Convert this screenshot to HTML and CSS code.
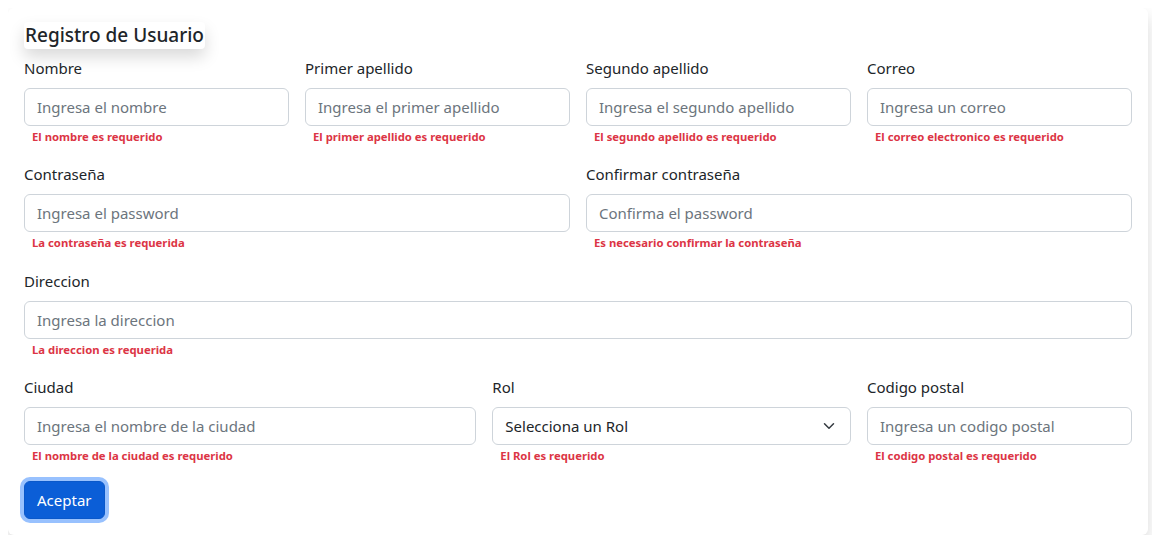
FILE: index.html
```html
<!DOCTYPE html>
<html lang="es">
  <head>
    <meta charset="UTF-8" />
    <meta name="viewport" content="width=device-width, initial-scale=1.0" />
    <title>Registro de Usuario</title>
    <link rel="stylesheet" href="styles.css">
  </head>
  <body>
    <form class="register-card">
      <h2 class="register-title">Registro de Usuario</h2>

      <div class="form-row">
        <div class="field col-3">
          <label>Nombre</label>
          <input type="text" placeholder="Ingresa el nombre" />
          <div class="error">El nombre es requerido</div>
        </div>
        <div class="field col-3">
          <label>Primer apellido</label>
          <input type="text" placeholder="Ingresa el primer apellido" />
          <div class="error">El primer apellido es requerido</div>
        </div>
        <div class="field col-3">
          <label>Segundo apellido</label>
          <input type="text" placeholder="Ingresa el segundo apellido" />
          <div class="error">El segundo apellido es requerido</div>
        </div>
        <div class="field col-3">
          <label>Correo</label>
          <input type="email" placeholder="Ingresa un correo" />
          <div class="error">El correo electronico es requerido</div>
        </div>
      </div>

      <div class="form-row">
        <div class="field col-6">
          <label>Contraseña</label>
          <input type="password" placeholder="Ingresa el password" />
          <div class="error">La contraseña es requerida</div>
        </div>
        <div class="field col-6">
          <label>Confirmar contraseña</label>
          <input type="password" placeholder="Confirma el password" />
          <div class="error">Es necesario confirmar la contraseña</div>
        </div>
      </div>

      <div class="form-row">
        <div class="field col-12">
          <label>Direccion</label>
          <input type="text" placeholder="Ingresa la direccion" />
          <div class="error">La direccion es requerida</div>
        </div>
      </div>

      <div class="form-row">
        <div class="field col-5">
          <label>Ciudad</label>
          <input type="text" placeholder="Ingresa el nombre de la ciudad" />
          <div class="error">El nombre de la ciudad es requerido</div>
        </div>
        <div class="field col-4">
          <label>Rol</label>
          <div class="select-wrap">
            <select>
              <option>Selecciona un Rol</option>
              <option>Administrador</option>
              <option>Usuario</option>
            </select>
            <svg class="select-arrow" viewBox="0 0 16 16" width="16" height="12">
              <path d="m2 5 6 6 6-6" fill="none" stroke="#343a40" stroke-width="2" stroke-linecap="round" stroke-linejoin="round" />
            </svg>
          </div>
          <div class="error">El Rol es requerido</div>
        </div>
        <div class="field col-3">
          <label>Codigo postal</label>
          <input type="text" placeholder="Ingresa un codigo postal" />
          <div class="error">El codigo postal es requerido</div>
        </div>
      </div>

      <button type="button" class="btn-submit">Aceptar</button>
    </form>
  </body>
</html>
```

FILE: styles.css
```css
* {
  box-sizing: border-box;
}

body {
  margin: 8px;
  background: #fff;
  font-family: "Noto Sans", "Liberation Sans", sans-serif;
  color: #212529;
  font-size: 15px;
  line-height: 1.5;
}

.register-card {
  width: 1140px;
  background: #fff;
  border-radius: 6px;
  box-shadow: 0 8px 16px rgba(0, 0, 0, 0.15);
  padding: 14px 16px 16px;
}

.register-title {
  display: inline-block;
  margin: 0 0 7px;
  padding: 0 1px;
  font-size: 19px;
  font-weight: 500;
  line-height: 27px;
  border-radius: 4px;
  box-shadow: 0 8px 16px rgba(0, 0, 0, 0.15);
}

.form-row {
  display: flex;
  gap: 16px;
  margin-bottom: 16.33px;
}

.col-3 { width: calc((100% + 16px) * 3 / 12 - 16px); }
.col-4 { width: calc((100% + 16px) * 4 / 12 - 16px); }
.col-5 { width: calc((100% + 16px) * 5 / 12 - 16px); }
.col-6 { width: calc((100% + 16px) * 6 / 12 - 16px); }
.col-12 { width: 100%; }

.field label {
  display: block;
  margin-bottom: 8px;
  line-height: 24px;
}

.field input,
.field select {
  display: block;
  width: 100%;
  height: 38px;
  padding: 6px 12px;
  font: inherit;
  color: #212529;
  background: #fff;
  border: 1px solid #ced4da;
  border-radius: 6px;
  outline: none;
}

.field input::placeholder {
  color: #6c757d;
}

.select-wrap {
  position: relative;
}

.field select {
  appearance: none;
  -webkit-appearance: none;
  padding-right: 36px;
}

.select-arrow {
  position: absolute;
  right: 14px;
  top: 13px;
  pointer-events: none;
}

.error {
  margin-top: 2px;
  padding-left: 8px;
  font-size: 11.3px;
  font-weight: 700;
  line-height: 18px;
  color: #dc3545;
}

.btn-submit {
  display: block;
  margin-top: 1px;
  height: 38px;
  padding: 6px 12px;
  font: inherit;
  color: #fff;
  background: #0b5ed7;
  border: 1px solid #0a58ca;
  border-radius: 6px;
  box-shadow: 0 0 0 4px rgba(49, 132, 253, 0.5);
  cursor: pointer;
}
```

__________________________________________________

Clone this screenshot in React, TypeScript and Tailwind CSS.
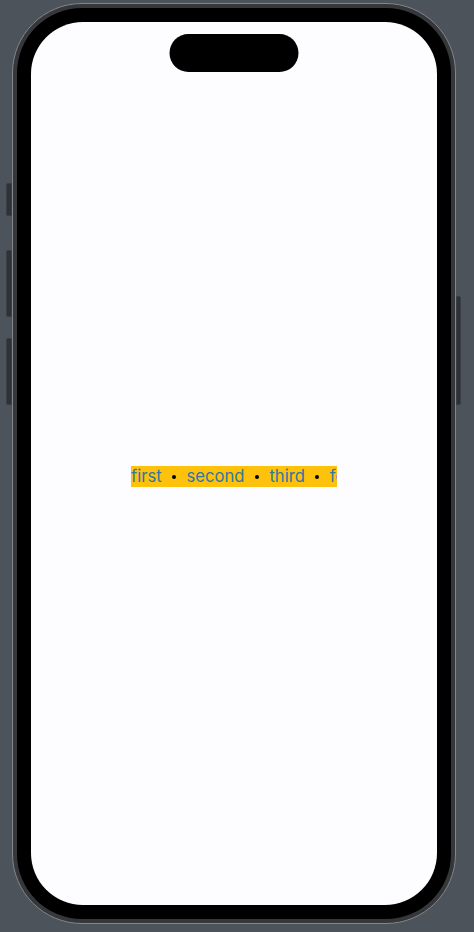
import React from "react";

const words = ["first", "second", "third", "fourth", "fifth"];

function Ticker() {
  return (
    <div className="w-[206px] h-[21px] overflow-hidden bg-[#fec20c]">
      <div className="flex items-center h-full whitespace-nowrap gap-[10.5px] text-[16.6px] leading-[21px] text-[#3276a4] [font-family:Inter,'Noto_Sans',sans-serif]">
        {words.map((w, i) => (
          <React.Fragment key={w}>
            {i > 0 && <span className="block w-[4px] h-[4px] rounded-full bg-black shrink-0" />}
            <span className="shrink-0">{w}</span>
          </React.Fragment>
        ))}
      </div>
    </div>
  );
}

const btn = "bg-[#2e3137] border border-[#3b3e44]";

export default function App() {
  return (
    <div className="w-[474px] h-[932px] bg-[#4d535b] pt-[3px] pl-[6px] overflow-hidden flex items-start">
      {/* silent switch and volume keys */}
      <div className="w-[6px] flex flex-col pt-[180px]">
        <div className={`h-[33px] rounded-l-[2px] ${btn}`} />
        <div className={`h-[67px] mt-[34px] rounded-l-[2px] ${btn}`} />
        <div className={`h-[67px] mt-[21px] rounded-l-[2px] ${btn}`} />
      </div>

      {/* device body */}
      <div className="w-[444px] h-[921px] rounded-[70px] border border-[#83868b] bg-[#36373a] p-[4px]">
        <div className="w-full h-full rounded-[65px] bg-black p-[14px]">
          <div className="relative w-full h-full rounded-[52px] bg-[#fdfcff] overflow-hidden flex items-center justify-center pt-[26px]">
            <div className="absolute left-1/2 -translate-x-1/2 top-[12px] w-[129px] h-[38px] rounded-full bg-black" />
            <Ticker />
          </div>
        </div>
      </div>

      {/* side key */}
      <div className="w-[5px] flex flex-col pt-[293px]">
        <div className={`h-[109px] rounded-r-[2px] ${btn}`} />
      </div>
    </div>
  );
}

__________________________________________________

**Aim:**
Read through the entries and copy every line that includes "this".

**The result:**
Convert this screenshot to HTML and CSS code.
Clone this screenshot in React, TypeScript and Tailwind CSS.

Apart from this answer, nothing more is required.